The role of the designer is to empathize with the user.
“What we can do as creative leaders is help to inspire people to activate what already exists within them, that they have lost contact with.” – John S. Couch
Having diverse teams is having diverse perspectives. Using Zoom, Skype (virtual tools), how do we make sure people can participate?
“There are ways that these new processes have made us more effective. How can we be creative and continue to work collaboratively, to bring focus into our work using these new tools and means of communication?” – Albert Shum
During the discussion, a viewer points us to Japanese ikigai, a sense of purpose and reason to jump out of bed each morning. Ikigai is seen as the convergence of four primary elements:
What you love (your passion)
What the world needs (your mission)
What you are good at (your vocation)
What you can get paid for (your profession)
Once a sense of purpose has been found in the work we do, creativity flows. Moving from exhaustion to excitement, finding ikigai can give new meaning to our creative work,
Focus Destroys Fear
Creativity comes out of centering, out of being quiet. “The difficulty we have now, because of the state we’re in due to the pandemic, it doesn’t allow for one to center. It creates a low grade anxiety. It feels like an indulgence to think creatively” – John S. Couch
“The one thing necessary for creativity is focus. Focus is an ability to be in the moment so much that you relax into what it is you’re doing. When you’re in a constant state of fragmentation, or concerned about the state of the world, this makes it difficult to be creative. Creativity at its core is a natural state of human beings, and we just need to reconnect to that state.“ – John S. Couch
“Creativity at its core is a natural state of human beings, and we just need to reconnect to that state.“
The COVID-19 pandemic has brought to the core how uncertain the world is. John, an advocate of stoicism and influenced heavily by zen philosophy, encourages us to reflect in the present moment. Creativity allows us to be in the moment completely, thus allowing for creative thinking to arise.
“Humans crave consistency. We crave stability. In reality, the only thing for sure is what’s happening in this exact moment. Everything else is a projection of the future or a remembrance of what has happened in the past. The only reality there is is right now.” – John S. Couch
In these uncertain times, many of us are in a constant state of distraction and anxiety. John speaks of Carey Lohrenz, the first female F-14 tomcat pilot, the importance of focus during moments of fear, such as a fighter pillow landing on an aircraft carrier. The takeaway from such a situation is more accessible to most of us: In moments of anxiety, make a list of things that are bothering us, and a list of what can be done immediately. This, ultimately, is creativity.
Ceremony: Methods to Improve the ‘State of Mind’
The concept of focus has been around for centuries through ritual and ceremony. Focus destroys fear and brews creativity. Albert and John speak of using ceremony as means of being in a state of presence.

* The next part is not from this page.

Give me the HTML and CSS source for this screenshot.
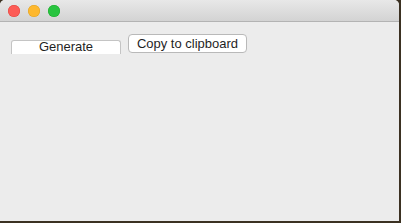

Chado, a Japanese tea ceremony, is a ritual involving the ceremonial preparation and presentation of matcha. Chado, among many cultural rituals, requires focus. “Focus is relaxing into the moment. The only way you can do this is to be in the moment.” – John S. Couch
Craftsmanship is an example of being in the moment with our creativity Albert highlights the importance of this tangible craftsmanship.
“Craftsmanship, the act of making, is where creativity comes together; where creativity comes from.” -Albert Shum
Crafts in Japan that are beginning to disappear. From dyes to ceramics, crafts that are part of culture are slowly beginning to fade away. Pieces of Japan, a project exploring multi-generation craftsmanship in Japan, highlights exactly this.
Working with your hands gives you focus, which digital mediums don’t. How do we bring these processes back so we can reconnect with our craft? – Albert
Through radical problem solving, focus and ritual, we can all hone the creative process we were born with.